Front-end source files:
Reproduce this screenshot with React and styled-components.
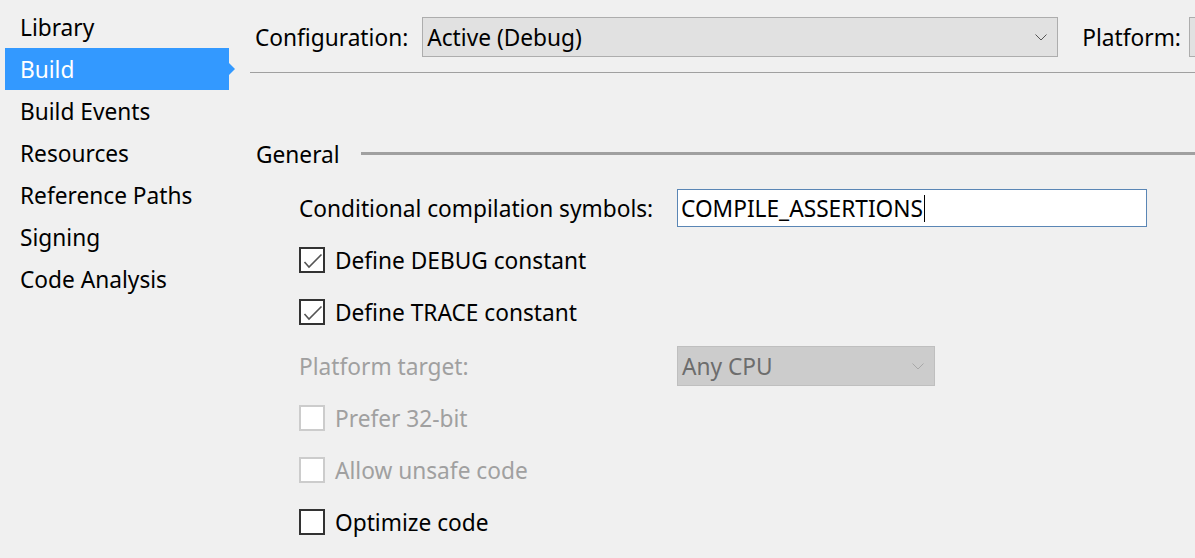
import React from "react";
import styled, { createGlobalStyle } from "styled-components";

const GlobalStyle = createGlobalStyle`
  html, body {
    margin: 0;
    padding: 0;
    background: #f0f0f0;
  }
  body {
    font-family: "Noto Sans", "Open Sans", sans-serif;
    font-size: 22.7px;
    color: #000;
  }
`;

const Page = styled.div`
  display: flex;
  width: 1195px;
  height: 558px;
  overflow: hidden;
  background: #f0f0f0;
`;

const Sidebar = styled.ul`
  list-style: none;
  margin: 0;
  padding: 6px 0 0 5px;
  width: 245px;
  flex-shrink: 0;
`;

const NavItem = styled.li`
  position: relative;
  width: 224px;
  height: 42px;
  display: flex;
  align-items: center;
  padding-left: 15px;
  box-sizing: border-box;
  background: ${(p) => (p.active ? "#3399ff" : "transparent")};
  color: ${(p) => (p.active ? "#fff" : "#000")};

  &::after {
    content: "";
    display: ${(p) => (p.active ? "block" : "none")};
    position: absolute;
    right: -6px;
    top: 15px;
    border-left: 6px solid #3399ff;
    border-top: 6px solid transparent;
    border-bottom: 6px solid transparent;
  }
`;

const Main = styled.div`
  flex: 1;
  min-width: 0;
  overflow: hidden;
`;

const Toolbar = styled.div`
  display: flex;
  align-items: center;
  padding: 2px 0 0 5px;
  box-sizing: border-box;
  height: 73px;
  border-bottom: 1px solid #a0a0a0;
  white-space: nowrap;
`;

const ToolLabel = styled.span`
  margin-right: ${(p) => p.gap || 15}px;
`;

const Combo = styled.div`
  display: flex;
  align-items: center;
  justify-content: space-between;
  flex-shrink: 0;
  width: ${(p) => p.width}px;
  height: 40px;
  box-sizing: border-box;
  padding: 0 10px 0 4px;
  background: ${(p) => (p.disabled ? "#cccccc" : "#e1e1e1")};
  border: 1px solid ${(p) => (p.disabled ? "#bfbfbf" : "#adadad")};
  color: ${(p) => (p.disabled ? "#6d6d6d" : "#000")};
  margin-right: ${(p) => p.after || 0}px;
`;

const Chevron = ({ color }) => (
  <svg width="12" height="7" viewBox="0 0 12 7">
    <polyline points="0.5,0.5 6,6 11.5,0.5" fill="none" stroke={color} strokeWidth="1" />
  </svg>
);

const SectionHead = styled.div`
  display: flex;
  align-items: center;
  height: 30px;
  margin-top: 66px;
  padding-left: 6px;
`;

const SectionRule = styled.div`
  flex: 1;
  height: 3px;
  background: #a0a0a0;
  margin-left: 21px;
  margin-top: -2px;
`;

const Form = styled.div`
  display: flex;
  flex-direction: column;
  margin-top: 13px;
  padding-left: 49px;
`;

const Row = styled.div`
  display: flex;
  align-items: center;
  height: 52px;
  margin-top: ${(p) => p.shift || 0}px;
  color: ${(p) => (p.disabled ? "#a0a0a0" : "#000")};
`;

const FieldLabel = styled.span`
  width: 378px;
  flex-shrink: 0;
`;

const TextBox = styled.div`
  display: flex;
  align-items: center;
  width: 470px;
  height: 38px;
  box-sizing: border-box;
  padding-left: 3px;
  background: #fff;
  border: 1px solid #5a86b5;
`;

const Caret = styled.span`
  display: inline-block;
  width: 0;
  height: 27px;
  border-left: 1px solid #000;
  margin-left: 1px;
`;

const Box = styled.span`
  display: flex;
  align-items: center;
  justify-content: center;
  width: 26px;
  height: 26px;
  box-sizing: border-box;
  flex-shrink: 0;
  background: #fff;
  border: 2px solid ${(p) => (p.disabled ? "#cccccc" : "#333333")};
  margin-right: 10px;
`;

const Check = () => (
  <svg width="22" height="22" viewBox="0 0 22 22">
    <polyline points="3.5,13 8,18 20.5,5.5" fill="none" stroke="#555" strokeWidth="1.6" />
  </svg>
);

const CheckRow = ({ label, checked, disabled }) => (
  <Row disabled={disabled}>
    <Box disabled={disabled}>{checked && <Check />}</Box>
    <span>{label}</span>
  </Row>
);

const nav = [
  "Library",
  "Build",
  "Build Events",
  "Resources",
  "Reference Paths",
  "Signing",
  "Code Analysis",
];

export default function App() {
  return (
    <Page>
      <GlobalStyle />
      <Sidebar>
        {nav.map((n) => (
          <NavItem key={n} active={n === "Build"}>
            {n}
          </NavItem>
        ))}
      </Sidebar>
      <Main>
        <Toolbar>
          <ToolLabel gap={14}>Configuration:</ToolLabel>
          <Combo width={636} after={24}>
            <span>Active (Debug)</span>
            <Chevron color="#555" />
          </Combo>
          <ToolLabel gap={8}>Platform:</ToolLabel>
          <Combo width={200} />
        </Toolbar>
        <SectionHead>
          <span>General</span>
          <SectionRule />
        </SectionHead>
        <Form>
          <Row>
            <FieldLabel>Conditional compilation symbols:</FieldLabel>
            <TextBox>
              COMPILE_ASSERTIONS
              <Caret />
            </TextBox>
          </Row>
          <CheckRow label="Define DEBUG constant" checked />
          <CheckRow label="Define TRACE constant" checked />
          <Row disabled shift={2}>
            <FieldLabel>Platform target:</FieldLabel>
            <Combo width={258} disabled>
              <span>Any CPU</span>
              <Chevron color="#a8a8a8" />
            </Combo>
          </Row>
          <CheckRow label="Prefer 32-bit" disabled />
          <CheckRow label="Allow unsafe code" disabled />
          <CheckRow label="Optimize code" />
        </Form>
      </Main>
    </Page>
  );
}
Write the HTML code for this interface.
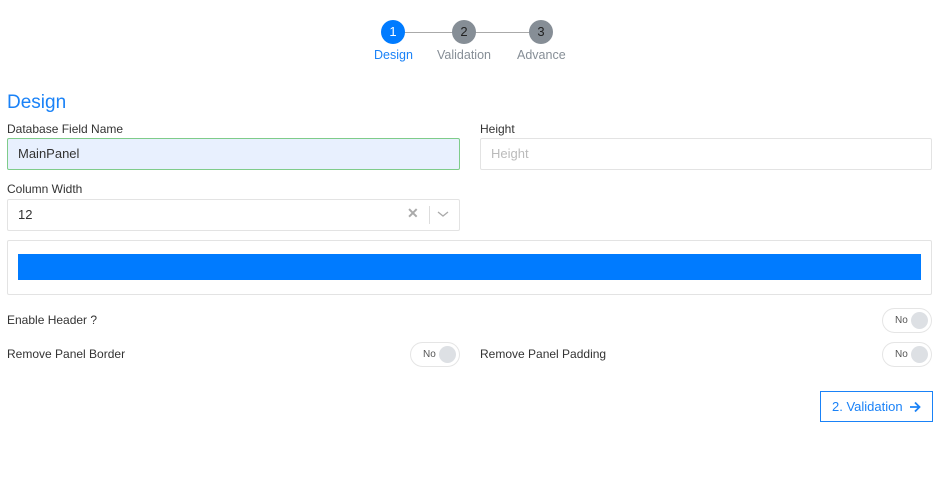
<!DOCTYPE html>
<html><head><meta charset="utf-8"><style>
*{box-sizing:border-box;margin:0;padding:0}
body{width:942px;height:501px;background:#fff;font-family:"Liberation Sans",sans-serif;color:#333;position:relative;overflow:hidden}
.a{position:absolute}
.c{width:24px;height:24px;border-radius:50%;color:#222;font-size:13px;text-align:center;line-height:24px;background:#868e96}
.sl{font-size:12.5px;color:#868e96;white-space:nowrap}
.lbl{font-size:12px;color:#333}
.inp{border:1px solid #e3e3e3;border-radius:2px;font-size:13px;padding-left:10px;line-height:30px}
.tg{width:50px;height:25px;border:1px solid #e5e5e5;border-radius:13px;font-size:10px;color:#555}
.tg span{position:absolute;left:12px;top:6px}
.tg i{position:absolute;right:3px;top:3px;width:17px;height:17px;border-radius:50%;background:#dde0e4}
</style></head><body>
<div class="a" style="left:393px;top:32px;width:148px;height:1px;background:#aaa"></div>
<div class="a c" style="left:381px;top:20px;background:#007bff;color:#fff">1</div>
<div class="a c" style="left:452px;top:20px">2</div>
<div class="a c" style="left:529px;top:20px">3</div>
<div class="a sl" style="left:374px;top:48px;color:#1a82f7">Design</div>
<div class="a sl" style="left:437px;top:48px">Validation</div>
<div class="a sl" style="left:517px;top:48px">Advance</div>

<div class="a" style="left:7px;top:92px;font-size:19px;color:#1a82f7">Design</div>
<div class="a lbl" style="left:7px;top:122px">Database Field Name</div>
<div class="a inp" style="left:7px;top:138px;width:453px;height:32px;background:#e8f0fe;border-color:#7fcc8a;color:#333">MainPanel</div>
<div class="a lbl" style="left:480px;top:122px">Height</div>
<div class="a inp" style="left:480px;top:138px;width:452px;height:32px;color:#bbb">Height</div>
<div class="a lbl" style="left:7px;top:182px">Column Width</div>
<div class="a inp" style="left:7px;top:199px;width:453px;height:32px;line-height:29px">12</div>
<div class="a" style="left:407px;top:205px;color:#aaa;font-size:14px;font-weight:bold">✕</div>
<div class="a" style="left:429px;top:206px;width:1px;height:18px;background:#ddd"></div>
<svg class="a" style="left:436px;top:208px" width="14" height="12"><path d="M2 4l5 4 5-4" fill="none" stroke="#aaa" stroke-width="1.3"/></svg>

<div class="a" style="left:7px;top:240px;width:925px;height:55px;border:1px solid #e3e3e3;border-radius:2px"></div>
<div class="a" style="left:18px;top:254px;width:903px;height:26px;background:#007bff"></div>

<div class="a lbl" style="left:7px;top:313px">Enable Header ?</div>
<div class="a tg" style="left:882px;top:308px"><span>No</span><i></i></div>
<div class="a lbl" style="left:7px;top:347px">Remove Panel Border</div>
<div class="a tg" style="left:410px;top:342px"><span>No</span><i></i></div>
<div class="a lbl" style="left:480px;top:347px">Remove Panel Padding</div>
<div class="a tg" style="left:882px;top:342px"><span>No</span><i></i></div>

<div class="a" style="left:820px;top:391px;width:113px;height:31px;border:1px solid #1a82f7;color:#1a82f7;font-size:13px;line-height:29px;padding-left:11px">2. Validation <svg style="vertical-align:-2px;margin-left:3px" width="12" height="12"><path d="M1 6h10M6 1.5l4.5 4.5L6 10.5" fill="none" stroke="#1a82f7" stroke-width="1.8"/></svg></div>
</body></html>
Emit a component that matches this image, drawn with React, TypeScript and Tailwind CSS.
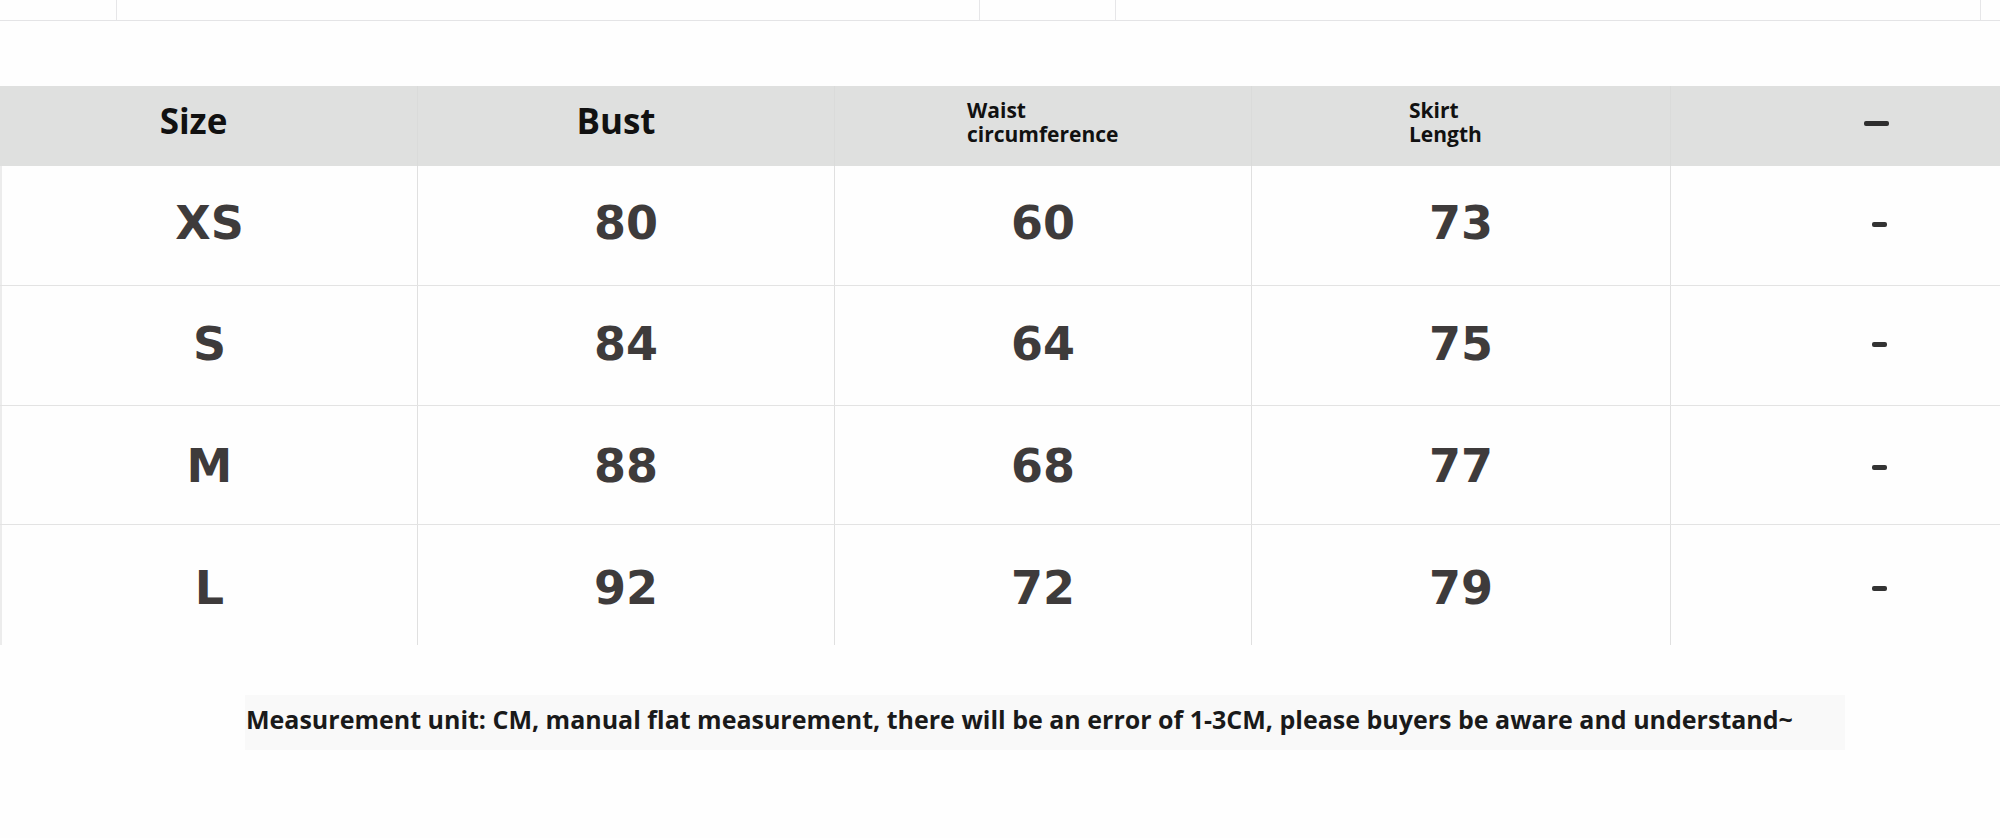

### [EXERCISE DESCRIPTION]
Each line holding "React" must be found and copied.

### [WRITTEN SOLUTION]
Reproduce this screenshot with React and styled-components.
import React from "react";
Emit a component that matches this image, drawn with React, TypeScript and Tailwind CSS.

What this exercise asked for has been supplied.